Recorded data:
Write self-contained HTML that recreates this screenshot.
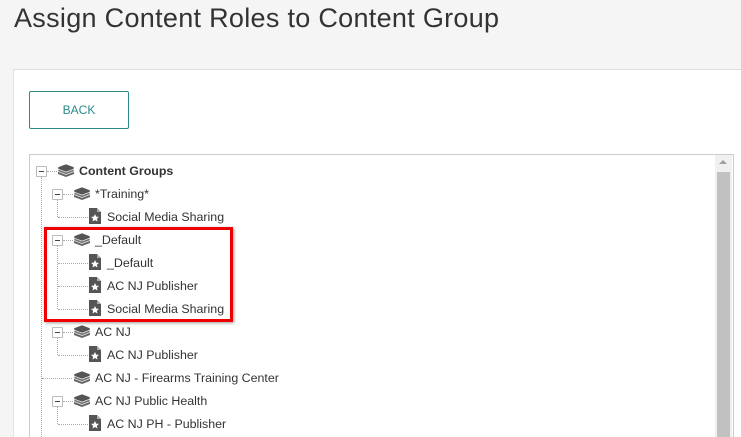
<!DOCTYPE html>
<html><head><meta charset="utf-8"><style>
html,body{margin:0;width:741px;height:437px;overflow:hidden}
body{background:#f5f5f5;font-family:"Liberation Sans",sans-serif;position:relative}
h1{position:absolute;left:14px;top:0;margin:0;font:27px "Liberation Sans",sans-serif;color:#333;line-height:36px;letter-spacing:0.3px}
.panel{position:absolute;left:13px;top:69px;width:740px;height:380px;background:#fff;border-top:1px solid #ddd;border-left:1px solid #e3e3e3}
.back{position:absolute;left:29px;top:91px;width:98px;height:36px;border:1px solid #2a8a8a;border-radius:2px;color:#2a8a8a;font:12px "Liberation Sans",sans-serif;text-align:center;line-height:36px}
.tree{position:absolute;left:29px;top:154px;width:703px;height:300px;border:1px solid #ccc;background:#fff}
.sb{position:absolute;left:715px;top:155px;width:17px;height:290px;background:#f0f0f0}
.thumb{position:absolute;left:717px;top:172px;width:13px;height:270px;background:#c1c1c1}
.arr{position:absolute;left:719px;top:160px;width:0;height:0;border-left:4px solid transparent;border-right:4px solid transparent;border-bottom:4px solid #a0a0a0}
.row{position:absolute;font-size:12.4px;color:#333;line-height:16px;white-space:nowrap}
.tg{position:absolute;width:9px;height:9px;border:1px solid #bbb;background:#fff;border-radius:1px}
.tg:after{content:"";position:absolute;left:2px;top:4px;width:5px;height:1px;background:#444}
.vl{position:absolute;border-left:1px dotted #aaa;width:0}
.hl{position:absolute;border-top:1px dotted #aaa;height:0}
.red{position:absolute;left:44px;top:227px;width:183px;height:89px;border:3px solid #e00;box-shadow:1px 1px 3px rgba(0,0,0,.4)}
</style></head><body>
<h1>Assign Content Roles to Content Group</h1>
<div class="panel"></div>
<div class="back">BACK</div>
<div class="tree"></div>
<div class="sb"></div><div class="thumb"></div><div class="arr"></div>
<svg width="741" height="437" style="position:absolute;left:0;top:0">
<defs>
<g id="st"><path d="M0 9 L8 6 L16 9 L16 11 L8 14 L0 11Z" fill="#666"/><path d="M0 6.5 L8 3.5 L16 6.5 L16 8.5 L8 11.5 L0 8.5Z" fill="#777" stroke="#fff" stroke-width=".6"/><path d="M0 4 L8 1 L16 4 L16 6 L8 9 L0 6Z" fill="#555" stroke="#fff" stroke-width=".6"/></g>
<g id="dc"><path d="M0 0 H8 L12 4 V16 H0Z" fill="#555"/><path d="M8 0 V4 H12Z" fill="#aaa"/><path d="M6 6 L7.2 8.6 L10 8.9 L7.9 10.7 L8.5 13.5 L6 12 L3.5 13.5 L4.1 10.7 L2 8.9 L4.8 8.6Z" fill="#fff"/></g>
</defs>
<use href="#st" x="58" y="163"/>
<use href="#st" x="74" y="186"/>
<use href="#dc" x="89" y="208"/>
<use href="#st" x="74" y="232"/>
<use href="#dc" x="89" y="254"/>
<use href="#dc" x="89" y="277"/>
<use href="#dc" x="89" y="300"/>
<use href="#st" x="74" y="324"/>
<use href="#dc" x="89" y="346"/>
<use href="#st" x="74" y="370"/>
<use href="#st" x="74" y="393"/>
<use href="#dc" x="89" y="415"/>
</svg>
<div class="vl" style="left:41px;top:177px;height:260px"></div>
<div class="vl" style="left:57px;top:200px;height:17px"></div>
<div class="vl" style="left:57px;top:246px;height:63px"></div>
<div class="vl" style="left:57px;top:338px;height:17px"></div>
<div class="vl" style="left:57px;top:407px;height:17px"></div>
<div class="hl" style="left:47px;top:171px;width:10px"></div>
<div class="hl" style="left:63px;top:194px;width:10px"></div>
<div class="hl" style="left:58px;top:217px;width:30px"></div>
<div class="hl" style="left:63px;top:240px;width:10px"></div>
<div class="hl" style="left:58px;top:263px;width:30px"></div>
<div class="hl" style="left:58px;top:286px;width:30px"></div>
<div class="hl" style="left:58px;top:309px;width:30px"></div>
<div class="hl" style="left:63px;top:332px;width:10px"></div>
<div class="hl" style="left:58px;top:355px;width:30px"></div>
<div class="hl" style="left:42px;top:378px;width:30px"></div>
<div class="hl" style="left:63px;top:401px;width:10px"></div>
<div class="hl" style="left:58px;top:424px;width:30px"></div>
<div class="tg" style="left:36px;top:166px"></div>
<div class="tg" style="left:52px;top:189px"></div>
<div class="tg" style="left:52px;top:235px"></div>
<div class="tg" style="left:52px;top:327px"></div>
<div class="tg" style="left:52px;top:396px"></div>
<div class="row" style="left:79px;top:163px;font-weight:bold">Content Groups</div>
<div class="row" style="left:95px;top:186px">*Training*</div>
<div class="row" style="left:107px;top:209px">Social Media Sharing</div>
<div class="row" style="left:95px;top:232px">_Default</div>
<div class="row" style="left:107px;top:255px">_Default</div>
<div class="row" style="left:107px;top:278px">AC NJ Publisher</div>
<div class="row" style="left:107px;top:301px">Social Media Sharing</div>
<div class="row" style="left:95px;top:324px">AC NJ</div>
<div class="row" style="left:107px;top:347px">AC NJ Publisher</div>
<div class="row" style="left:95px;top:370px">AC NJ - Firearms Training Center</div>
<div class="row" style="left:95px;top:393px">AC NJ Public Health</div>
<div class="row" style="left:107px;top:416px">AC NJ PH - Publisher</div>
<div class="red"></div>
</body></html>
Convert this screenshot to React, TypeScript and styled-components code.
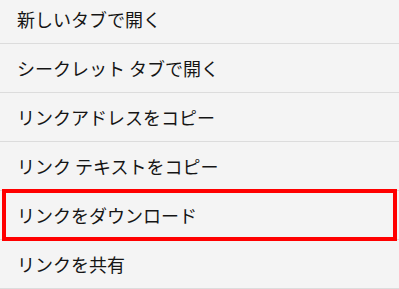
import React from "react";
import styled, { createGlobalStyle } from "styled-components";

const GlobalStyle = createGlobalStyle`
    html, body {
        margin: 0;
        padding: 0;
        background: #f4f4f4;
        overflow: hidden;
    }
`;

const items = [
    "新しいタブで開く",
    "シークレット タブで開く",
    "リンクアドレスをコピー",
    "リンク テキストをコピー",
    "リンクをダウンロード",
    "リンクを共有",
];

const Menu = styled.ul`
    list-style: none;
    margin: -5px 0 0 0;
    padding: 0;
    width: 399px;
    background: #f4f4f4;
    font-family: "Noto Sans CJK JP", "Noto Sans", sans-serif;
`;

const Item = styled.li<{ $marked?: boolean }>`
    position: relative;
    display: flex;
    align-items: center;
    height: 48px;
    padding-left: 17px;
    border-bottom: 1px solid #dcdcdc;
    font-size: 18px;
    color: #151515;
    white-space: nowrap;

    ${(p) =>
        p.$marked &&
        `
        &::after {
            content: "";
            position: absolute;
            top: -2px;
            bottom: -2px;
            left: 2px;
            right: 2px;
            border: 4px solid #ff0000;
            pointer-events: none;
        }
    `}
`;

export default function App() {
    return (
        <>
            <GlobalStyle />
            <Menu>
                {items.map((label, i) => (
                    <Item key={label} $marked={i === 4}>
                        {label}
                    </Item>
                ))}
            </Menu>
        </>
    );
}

◆ GOAL
Go through the entries above and copy every line containing "styled".

◆ PROBLEM SOLUTION
Convert this screenshot to React, TypeScript and styled-components code.
import styled, { createGlobalStyle } from "styled-components";
const Menu = styled.ul`
const Item = styled.li<{ $marked?: boolean }>`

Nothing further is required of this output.